Question

Solve the given equation.$$2 \sin ^{2} \theta+5 \sin \theta-12=0$$

Answer

**step1 Identify the equation as a quadratic in sine**

The given equation $$2 \sin ^{2} \theta+5 \sin \theta-12=0$$ can be recognized as a quadratic equation. To simplify it, we can replace $$\sin \theta$$ with a temporary variable, such as $$x$$.

Let $$x = \sin \theta$$

Substituting $$x$$ into the original equation transforms it into a standard quadratic form:

$$2x^2 + 5x - 12 = 0$$

**step2 Solve the quadratic equation for the temporary variable**

We can solve this quadratic equation for $$x$$ by factoring. We look for two numbers that multiply to $$2 \times (-12) = -24$$ and add up to $$5$$. These numbers are $$8$$ and $$-3$$. We then rewrite the middle term ($$5x$$) using these numbers and factor by grouping.

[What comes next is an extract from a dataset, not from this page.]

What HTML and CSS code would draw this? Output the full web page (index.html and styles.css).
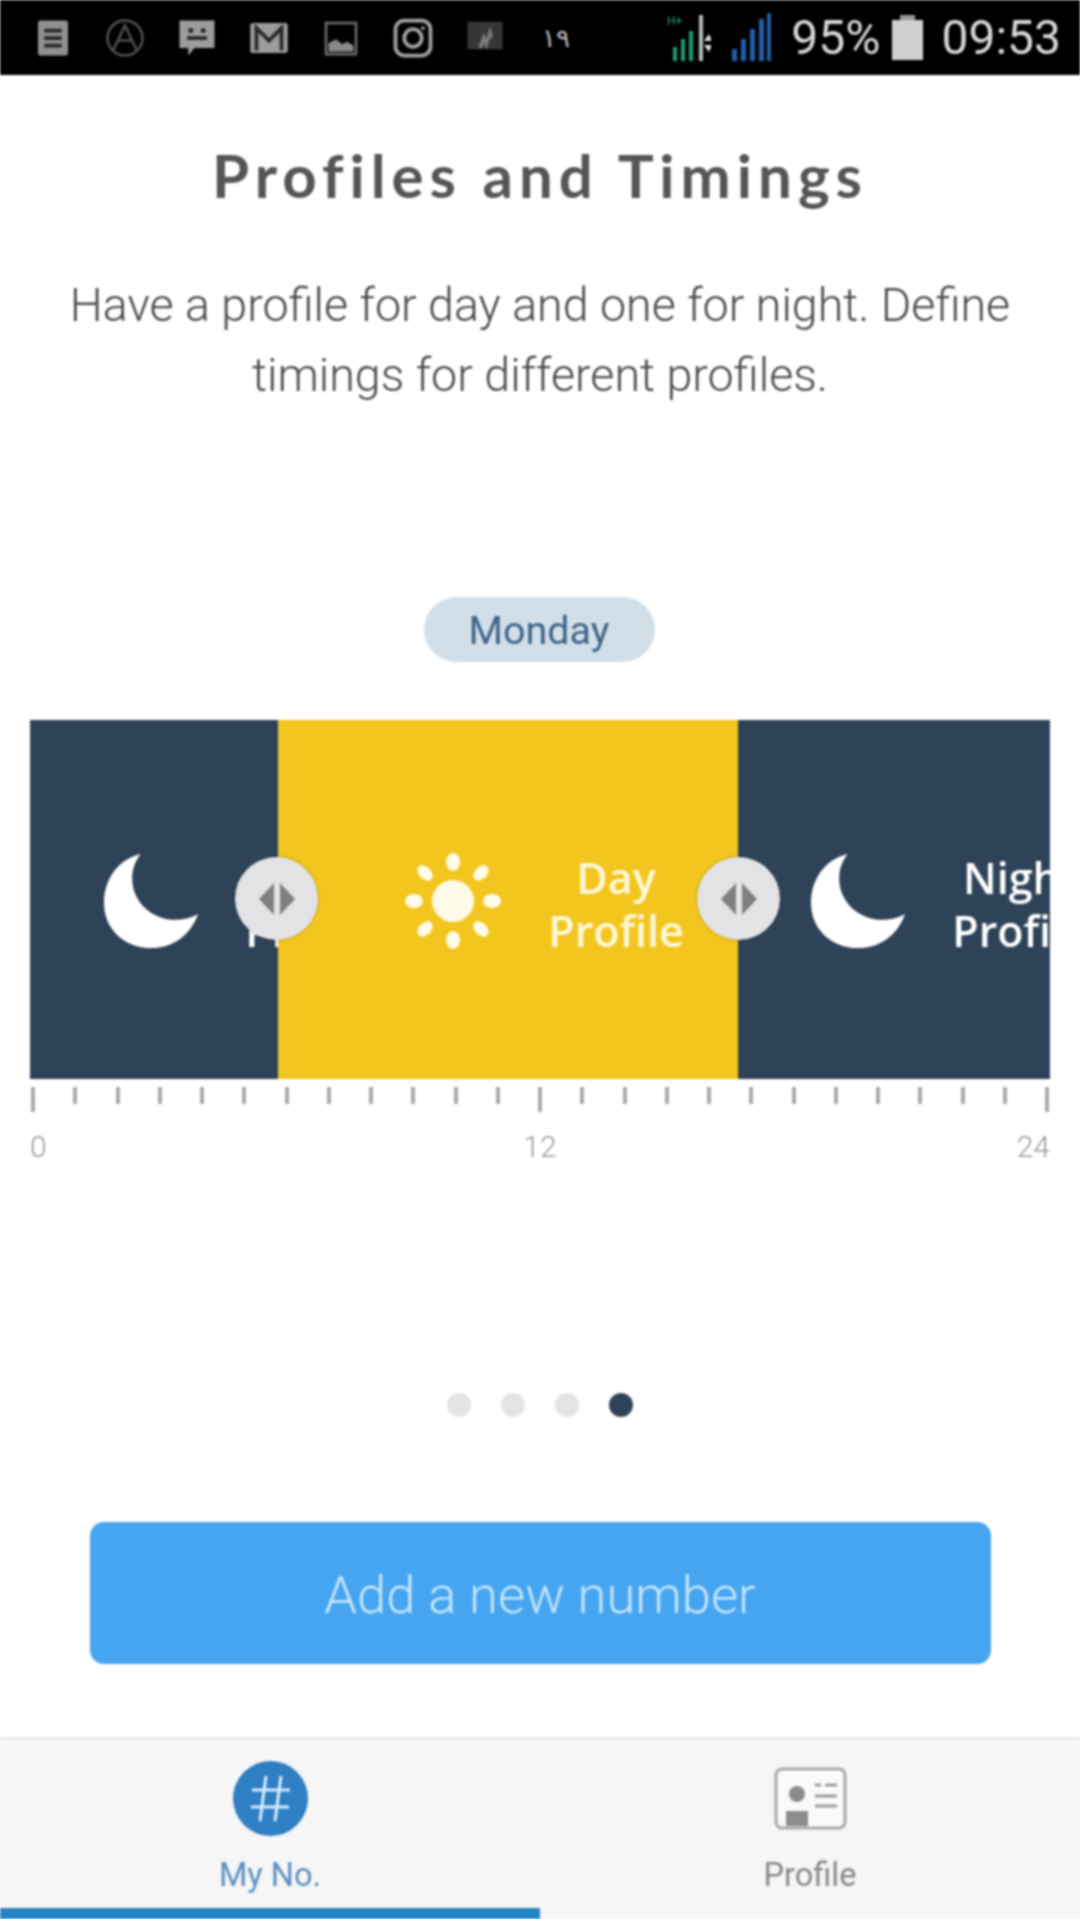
FILE: index.html
```html
<!DOCTYPE html>
<html lang="en">
<head>
  <meta charset="UTF-8">
  <meta name="viewport" content="width=device-width, initial-scale=1">
  <title>Profiles and Timings</title>
  <link rel="stylesheet" href="styles.css">
</head>
<body>
  <svg class="defs" width="0" height="0">
    <symbol id="moon" viewBox="0 0 100 100">
      <path d="M39 0C14 6 0 28 0 52C0 80 22 100 50 100C74 100 92 86 100 64C92 68 84 70 76 70C50 70 30 50 30 26C30 16 33 8 39 0Z" fill="#fff"/>
    </symbol>
  </svg>

  <div class="page">
    <div class="status-bar">
      <div class="status-icons">
        <svg class="status-icon" viewBox="0 0 32 32"><rect x="4" y="2" width="24" height="28" rx="2" fill="#b5b5b5"/><path d="M9 10h14M9 16h14M9 22h14" stroke="#333" stroke-width="3"/></svg>
        <svg class="status-icon" viewBox="0 0 32 32"><circle cx="16" cy="16" r="14" fill="none" stroke="#666" stroke-width="2"/><path d="M7 25L16 6l9 19M11 18h10" fill="none" stroke="#666" stroke-width="2"/></svg>
        <svg class="status-icon" viewBox="0 0 32 32"><path d="M2 2h28v22H14l-5 6v-6H2z" fill="#c4c4c4"/><circle cx="11" cy="10" r="2" fill="#333"/><circle cx="21" cy="10" r="2" fill="#333"/><path d="M8 16h16" stroke="#333" stroke-width="3"/></svg>
        <svg class="status-icon" viewBox="0 0 32 32"><rect x="1" y="4" width="30" height="24" rx="2" fill="#c4c4c4"/><path d="M6 26V8l10 10L26 8v18" fill="none" stroke="#333" stroke-width="3"/></svg>
        <svg class="status-icon" viewBox="0 0 32 32"><rect x="4" y="4" width="24" height="25" fill="none" stroke="#8a8a8a" stroke-width="2"/><path d="M6 27v-7l6-3 5 4 4-2 5 3v5z" fill="#aaa"/></svg>
        <svg class="status-icon" viewBox="0 0 32 32"><rect x="2" y="2" width="28" height="28" rx="7" fill="none" stroke="#c8c8c8" stroke-width="3"/><circle cx="16" cy="16" r="7" fill="none" stroke="#c8c8c8" stroke-width="3"/><circle cx="24" cy="8" r="1.5" fill="#c8c8c8"/></svg>
        <svg class="status-icon" viewBox="0 0 32 32"><rect x="2" y="3" width="28" height="22" fill="#444"/><path d="M12 24l3-8 2 5 3-9 1 4" fill="none" stroke="#999" stroke-width="3"/></svg>
        <span class="status-digits">١٩</span>
      </div>
      <div class="status-right">
        <svg class="signal" viewBox="0 0 44 54">
          <text x="0" y="14" class="signal-text">H+</text>
          <path d="M6 50h4V36H6zM14 50h4V28h-4zM22 50h4V20h-4z" fill="#1e9b6c"/>
          <path d="M32 50h4V4h-4z" fill="#bbb"/>
          <path d="M37 30l5-7 3 7zM37 34l5 7 3-7z" fill="#ddd"/>
        </svg>
        <svg class="signal signal-blue" viewBox="0 0 40 54">
          <path d="M1 50h5V38H1zM10 50h5V28h-5zM19 50h5V18h-5zM28 50h5V8h-5z" fill="#1f5fa8"/>
          <path d="M36 50h4V2h-4z" fill="#1f5fa8"/>
        </svg>
        <span class="status-text">95%</span>
        <span class="battery"></span>
        <span class="status-text">09:53</span>
      </div>
    </div>

    <div class="content">
      <h1 class="title">Profiles and Timings</h1>
      <p class="desc">Have a profile for day and one for night. Define<br>timings for different profiles.</p>

      <div class="day-pill">Monday</div>

      <div class="chart">
        <div class="segment seg-night-first">
          <svg class="moon"><use href="#moon"/></svg>
          <div class="seg-label">Night<br>Profile</div>
        </div>
        <div class="segment seg-day">
          <svg class="sun" viewBox="0 0 96 96">
            <circle cx="48" cy="48" r="21" fill="#fffbe8"/>
            <g fill="#fffbe8">
              <ellipse cx="48" cy="9" rx="7" ry="9"/>
              <ellipse cx="48" cy="87" rx="7" ry="9"/>
              <ellipse cx="9" cy="48" rx="9" ry="7"/>
              <ellipse cx="87" cy="48" rx="9" ry="7"/>
              <ellipse cx="20" cy="20" rx="6" ry="9" transform="rotate(-45 20 20)"/>
              <ellipse cx="76" cy="20" rx="6" ry="9" transform="rotate(45 76 20)"/>
              <ellipse cx="20" cy="76" rx="6" ry="9" transform="rotate(45 20 76)"/>
              <ellipse cx="76" cy="76" rx="6" ry="9" transform="rotate(-45 76 76)"/>
            </g>
          </svg>
          <div class="seg-label">Day<br>Profile</div>
        </div>
        <div class="segment seg-night">
          <svg class="moon"><use href="#moon"/></svg>
          <div class="seg-label">Night<br>Profile</div>
        </div>
        <div class="handle handle-left"><span class="arrow arrow-l"></span><span class="arrow arrow-r"></span></div>
        <div class="handle handle-right"><span class="arrow arrow-l"></span><span class="arrow arrow-r"></span></div>
      </div>

      <div class="ticks" id="ticks"></div>
      <div class="tick-labels">
        <span>0</span>
        <span>12</span>
        <span>24</span>
      </div>

      <div class="dots">
        <span class="dot"></span>
        <span class="dot"></span>
        <span class="dot"></span>
        <span class="dot active"></span>
      </div>

      <button class="add-btn">Add a new number</button>
    </div>

    <div class="tab-bar">
      <div class="tabs">
        <div class="tab tab-active">
          <svg class="tab-icon" viewBox="0 0 75 75">
            <circle cx="37.5" cy="37.5" r="37.5" fill="#2f7fc4"/>
            <path d="M33 15l-6 45M48 15l-6 45M19 29h38M18 46h38" fill="none" stroke="#d8eefc" stroke-width="3"/>
          </svg>
          <span>My No.</span>
        </div>
        <div class="tab">
          <svg class="tab-icon" viewBox="0 0 75 75">
            <rect x="3" y="8" width="69" height="59" rx="6" fill="#fafafa" stroke="#a8a8a8" stroke-width="3"/>
            <circle cx="24" cy="33" r="8" fill="#8c8c8c"/>
            <path d="M13 65V50h22v15z" fill="#8c8c8c"/>
            <path d="M42 24h6M52 24h12M42 35h22M42 45h22" stroke="#9a9a9a" stroke-width="3"/>
          </svg>
          <span>Profile</span>
        </div>
      </div>
      <div class="tab-progress"></div>
    </div>
  </div>

  <script>
    // 24 hour ruler, long tick at 0, 12 and 24
    const ticks = document.getElementById('ticks');
    for (let i = 0; i <= 24; i++) {
      const tick = document.createElement('span');
      tick.className = i % 12 === 0 ? 'tick major' : 'tick';
      ticks.appendChild(tick);
    }
  </script>
</body>
</html>
```

FILE: styles.css
```css
html, body {
  margin: 0;
  padding: 0;
  background: #fff;
}
.defs {
  position: absolute;
}
.page {
  width: 1080px;
  height: 1919px;
  display: flex;
  flex-direction: column;
  overflow: hidden;
  font-family: Roboto, sans-serif;
  filter: blur(1px);
}

/* status bar */
.status-bar {
  height: 75px;
  flex-shrink: 0;
  background: #000;
  display: flex;
  align-items: center;
  justify-content: space-between;
  padding: 0 19px 0 33px;
  box-sizing: border-box;
}
.status-icons {
  display: flex;
  align-items: center;
  gap: 32px;
}
.status-icon {
  width: 40px;
  height: 40px;
  opacity: 0.8;
}
.status-digits {
  font-family: "DejaVu Sans", sans-serif;
  font-size: 26px;
  color: #bbb;
  margin-left: 5px;
}
.status-right {
  display: flex;
  align-items: center;
}
.signal {
  width: 44px;
  height: 54px;
  margin-right: 20px;
}
.signal-blue {
  width: 40px;
  margin-right: 20px;
}
.signal-text {
  font-family: Roboto, sans-serif;
  font-size: 12px;
  fill: #1e9b6c;
}
.status-text {
  font-size: 48px;
  color: #d8d8d8;
}
.battery {
  width: 31px;
  height: 40px;
  margin: 4px 18px 0 12px;
  background: #d0d0d0;
  position: relative;
}
.battery::before {
  content: "";
  position: absolute;
  top: -5px;
  left: 8px;
  width: 15px;
  height: 5px;
  background: #999;
}

/* main content */
.content {
  display: flex;
  flex-direction: column;
  align-items: center;
}
.title {
  margin: 65px 0 0;
  font-family: Lato, sans-serif;
  font-size: 60px;
  font-weight: 700;
  line-height: 70px;
  letter-spacing: 6px;
  color: #555;
}
.desc {
  margin: 60px 0 0;
  font-size: 46.6px;
  font-weight: 300;
  line-height: 70px;
  text-align: center;
  color: #4a4a4a;
}
.day-pill {
  margin: 187px 2px 0 0;
  width: 231px;
  height: 65px;
  border-radius: 33px;
  background: #d3dfe8;
  color: #3e6488;
  font-size: 39.5px;
  line-height: 68px;
  text-align: center;
}

/* timeline */
.chart {
  position: relative;
  margin-top: 58px;
  width: 1020px;
  height: 359px;
  display: flex;
}
.segment {
  display: flex;
  align-items: center;
  overflow: hidden;
  box-sizing: border-box;
  height: 100%;
  flex-shrink: 0;
}
.seg-night-first {
  width: 248px;
  background: #2f4358;
  padding-left: 74px;
}
.seg-day {
  width: 460px;
  background: #f2c61f;
  padding-left: 127px;
}
.seg-night {
  width: 312px;
  background: #2f4358;
  padding-left: 73px;
}
.moon {
  width: 94px;
  height: 94px;
  flex-shrink: 0;
  margin: 3px 46px 0 0;
}
.sun {
  width: 96px;
  height: 96px;
  flex-shrink: 0;
  margin: 2px 46px 0 0;
}
.seg-label {
  flex-shrink: 0;
  width: 138px;
  padding-top: 8px;
  font-family: "Open Sans", sans-serif;
  font-size: 43px;
  font-weight: 600;
  line-height: 53px;
  text-align: center;
  color: #fff;
}
.seg-day .seg-label {
  color: #fff8d8;
}
.handle {
  position: absolute;
  top: 137px;
  width: 83px;
  height: 83px;
  border-radius: 50%;
  background: #e3e3e6;
  box-shadow: 0 0 3px rgba(0,0,0,0.3);
  display: flex;
  align-items: center;
  justify-content: center;
  gap: 6px;
}
.handle-left {
  left: 205px;
}
.handle-right {
  left: 667px;
}
.arrow {
  width: 0;
  height: 0;
  border-top: 16px solid transparent;
  border-bottom: 16px solid transparent;
}
.arrow-l {
  border-right: 15px solid #808080;
}
.arrow-r {
  border-left: 15px solid #808080;
}

.ticks {
  margin-top: 8px;
  width: 1020px;
  height: 25px;
  padding: 0 1px;
  box-sizing: border-box;
  display: flex;
  justify-content: space-between;
  align-items: flex-start;
}
.tick {
  width: 4px;
  height: 17px;
  background: #aaa;
}
.tick.major {
  height: 25px;
}
.tick-labels {
  margin-top: 20px;
  width: 1020px;
  display: flex;
  font-size: 30px;
  font-weight: 300;
  line-height: 30px;
  color: #999;
}
.tick-labels span {
  flex: 1;
  text-align: center;
}
.tick-labels span:first-child {
  text-align: left;
}
.tick-labels span:last-child {
  text-align: right;
}

.dots {
  margin-top: 231px;
  display: flex;
  gap: 30px;
}
.dot {
  width: 24px;
  height: 24px;
  border-radius: 50%;
  background: #e4e4e4;
}
.dot.active {
  background: #2f4358;
}

.add-btn {
  margin-top: 105px;
  width: 901px;
  height: 142px;
  padding-top: 4px;
  border: none;
  border-radius: 14px;
  background: #46a5f1;
  color: #c5e6fb;
  font-family: Roboto, sans-serif;
  font-size: 52.5px;
  font-weight: 300;
}

/* bottom tabs */
.tab-bar {
  margin-top: auto;
  height: 182px;
  flex-shrink: 0;
  display: flex;
  flex-direction: column;
  background: #f6f6f6;
  border-top: 2px solid #e8e8e8;
  box-sizing: border-box;
}
.tabs {
  flex: 1;
  display: flex;
}
.tab {
  flex: 1;
  display: flex;
  flex-direction: column;
  align-items: center;
  padding-top: 22px;
  font-size: 32.5px;
  color: #888;
}
.tab span {
  margin-top: 19px;
  line-height: 40px;
}
.tab-active {
  color: #5b8fc0;
}
.tab-icon {
  width: 75px;
  height: 75px;
}
.tab-progress {
  width: 540px;
  height: 11px;
  background: #2683c6;
}
```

$$2x^2 + 8x - 3x - 12 = 0$$

Now, group the terms and factor out the common factor from each group:

$$2x(x + 4) - 3(x + 4) = 0$$

Next, factor out the common binomial factor $$(x + 4)$$.

$$(2x - 3)(x + 4) = 0$$

To find the possible values for $$x$$, set each factor equal to zero:

$$2x - 3 = 0 \quad \text{or} \quad x + 4 = 0$$

Solve each linear equation for $$x$$:

$$2x = 3 \quad \text{or} \quad x = -4$$

$$x = \frac{3}{2} \quad \text{or} \quad x = -4$$

**step3 Substitute back and determine the solution for $$\theta$$**

Now, substitute $$\sin \theta$$ back for $$x$$ using the values found in the previous step.

$$\sin \theta = \frac{3}{2} \quad \text{or} \quad \sin \theta = -4$$

Recall that for any real angle $$\theta$$, the value of $$\sin \theta$$ must be between $$-1$$ and $$1$$ (inclusive). That is, $$-1 \leq \sin \theta \leq 1$$.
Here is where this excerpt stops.